* **Data lines**:

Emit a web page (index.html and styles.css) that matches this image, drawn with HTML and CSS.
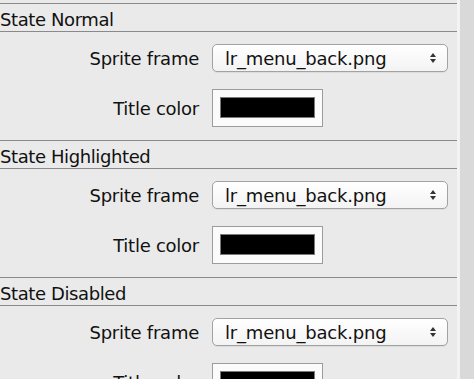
FILE: index.html
```html
<!DOCTYPE html>
<html>
<head>
<meta charset="utf-8">
<link rel="stylesheet" href="styles.css">
</head>
<body>
<div class="window">
  <div class="panel">
    <section class="group">
      <div class="group-head">State Normal</div>
      <div class="row row-sprite">
        <span class="label">Sprite frame</span>
        <div class="popup"><span class="popup-text">lr_menu_back.png</span><span class="arrows"><i class="up"></i><i class="down"></i></span></div>
      </div>
      <div class="row row-color">
        <span class="label">Title color</span>
        <div class="well"><div class="swatch"></div></div>
      </div>
    </section>
    <section class="group">
      <div class="group-head">State Highlighted</div>
      <div class="row row-sprite">
        <span class="label">Sprite frame</span>
        <div class="popup"><span class="popup-text">lr_menu_back.png</span><span class="arrows"><i class="up"></i><i class="down"></i></span></div>
      </div>
      <div class="row row-color">
        <span class="label">Title color</span>
        <div class="well"><div class="swatch"></div></div>
      </div>
    </section>
    <section class="group">
      <div class="group-head">State Disabled</div>
      <div class="row row-sprite">
        <span class="label">Sprite frame</span>
        <div class="popup"><span class="popup-text">lr_menu_back.png</span><span class="arrows"><i class="up"></i><i class="down"></i></span></div>
      </div>
      <div class="row row-color">
        <span class="label">Title color</span>
        <div class="well"><div class="swatch"></div></div>
      </div>
    </section>
  </div>
  <div class="scroller"></div>
</div>
</body>
</html>
```

FILE: styles.css
```css
html, body {
  margin: 0;
  padding: 0;
  height: 100%;
  overflow: hidden;
}
body {
  background: #e9e9e9;
  font-family: "DejaVu Sans", "Noto Sans", sans-serif;
  color: #111;
}
.window {
  display: flex;
  height: 379px;
}
.panel {
  width: 457px;
  padding-top: 3px;
  background: #eaeaea;
}
.scroller {
  flex: 1;
  border-left: 3px solid #f3f3f3;
  background: #d9d9d9;
}
.group {
  display: flex;
  flex-direction: column;
  padding-bottom: 13px;
}
.group-head {
  height: 26px;
  padding-top: 1px;
  border-top: 1px solid #8a8a8a;
  border-bottom: 1px solid #8a8a8a;
  font-size: 18px;
  line-height: 30px;
  letter-spacing: -0.4px;
  box-sizing: content-box;
}
.row {
  display: grid;
  grid-template-columns: 199px auto;
  column-gap: 13px;
  align-items: center;
}
.row-sprite {
  margin-top: 12px;
}
.row-color {
  margin-top: 17px;
}
.label {
  text-align: right;
  font-size: 18px;
  letter-spacing: -0.25px;
}
.popup {
  height: 26px;
  width: 211px;
  border: 1px solid #a2a2a2;
  border-radius: 5px;
  background: linear-gradient(#ffffff, #f3f3f3);
  box-shadow: 0 1px 0 rgba(0,0,0,0.06);
  display: flex;
  align-items: center;
  justify-content: space-between;
  padding-left: 12px;
  padding-right: 11px;
  box-sizing: content-box;
}
.popup-text {
  font-size: 18px;
  letter-spacing: -0.2px;
}
.arrows {
  display: flex;
  flex-direction: column;
  gap: 2px;
}
.arrows i {
  display: block;
  width: 0;
  height: 0;
  border-left: 3px solid transparent;
  border-right: 3px solid transparent;
}
.arrows .up {
  border-bottom: 4px solid #333;
}
.arrows .down {
  border-top: 4px solid #333;
}
.well {
  width: 111px;
  height: 38px;
  border: 1px solid #9c9c9c;
  background: #fbfbfb;
  padding: 7px 7px 8px 7px;
  box-sizing: border-box;
}
.swatch {
  height: 100%;
  background: #000;
  border: 1px solid #7a7a7a;
  box-sizing: border-box;
}
```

* **Task details**:
Restate the data above word for word. Do not include the images.

* **Task result**:
Emit a web page (index.html and styles.css) that matches this image, drawn with HTML and CSS.
FILE: index.html
```html
<!DOCTYPE html>
<html>
<head>
<meta charset="utf-8">
<link rel="stylesheet" href="styles.css">
</head>
<body>
<div class="window">
  <div class="panel">
    <section class="group">
      <div class="group-head">State Normal</div>
      <div class="row row-sprite">
        <span class="label">Sprite frame</span>
        <div class="popup"><span class="popup-text">lr_menu_back.png</span><span class="arrows"><i class="up"></i><i class="down"></i></span></div>
      </div>
      <div class="row row-color">
        <span class="label">Title color</span>
        <div class="well"><div class="swatch"></div></div>
      </div>
    </section>
    <section class="group">
      <div class="group-head">State Highlighted</div>
      <div class="row row-sprite">
        <span class="label">Sprite frame</span>
        <div class="popup"><span class="popup-text">lr_menu_back.png</span><span class="arrows"><i class="up"></i><i class="down"></i></span></div>
      </div>
      <div class="row row-color">
        <span class="label">Title color</span>
        <div class="well"><div class="swatch"></div></div>
      </div>
    </section>
    <section class="group">
      <div class="group-head">State Disabled</div>
      <div class="row row-sprite">
        <span class="label">Sprite frame</span>
        <div class="popup"><span class="popup-text">lr_menu_back.png</span><span class="arrows"><i class="up"></i><i class="down"></i></span></div>
      </div>
      <div class="row row-color">
        <span class="label">Title color</span>
        <div class="well"><div class="swatch"></div></div>
      </div>
    </section>
  </div>
  <div class="scroller"></div>
</div>
</body>
</html>
```

FILE: styles.css
```css
html, body {
  margin: 0;
  padding: 0;
  height: 100%;
  overflow: hidden;
}
body {
  background: #e9e9e9;
  font-family: "DejaVu Sans", "Noto Sans", sans-serif;
  color: #111;
}
.window {
  display: flex;
  height: 379px;
}
.panel {
  width: 457px;
  padding-top: 3px;
  background: #eaeaea;
}
.scroller {
  flex: 1;
  border-left: 3px solid #f3f3f3;
  background: #d9d9d9;
}
.group {
  display: flex;
  flex-direction: column;
  padding-bottom: 13px;
}
.group-head {
  height: 26px;
  padding-top: 1px;
  border-top: 1px solid #8a8a8a;
  border-bottom: 1px solid #8a8a8a;
  font-size: 18px;
  line-height: 30px;
  letter-spacing: -0.4px;
  box-sizing: content-box;
}
.row {
  display: grid;
  grid-template-columns: 199px auto;
  column-gap: 13px;
  align-items: center;
}
.row-sprite {
  margin-top: 12px;
}
.row-color {
  margin-top: 17px;
}
.label {
  text-align: right;
  font-size: 18px;
  letter-spacing: -0.25px;
}
.popup {
  height: 26px;
  width: 211px;
  border: 1px solid #a2a2a2;
  border-radius: 5px;
  background: linear-gradient(#ffffff, #f3f3f3);
  box-shadow: 0 1px 0 rgba(0,0,0,0.06);
  display: flex;
  align-items: center;
  justify-content: space-between;
  padding-left: 12px;
  padding-right: 11px;
  box-sizing: content-box;
}
.popup-text {
  font-size: 18px;
  letter-spacing: -0.2px;
}
.arrows {
  display: flex;
  flex-direction: column;
  gap: 2px;
}
.arrows i {
  display: block;
  width: 0;
  height: 0;
  border-left: 3px solid transparent;
  border-right: 3px solid transparent;
}
.arrows .up {
  border-bottom: 4px solid #333;
}
.arrows .down {
  border-top: 4px solid #333;
}
.well {
  width: 111px;
  height: 38px;
  border: 1px solid #9c9c9c;
  background: #fbfbfb;
  padding: 7px 7px 8px 7px;
  box-sizing: border-box;
}
.swatch {
  height: 100%;
  background: #000;
  border: 1px solid #7a7a7a;
  box-sizing: border-box;
}
```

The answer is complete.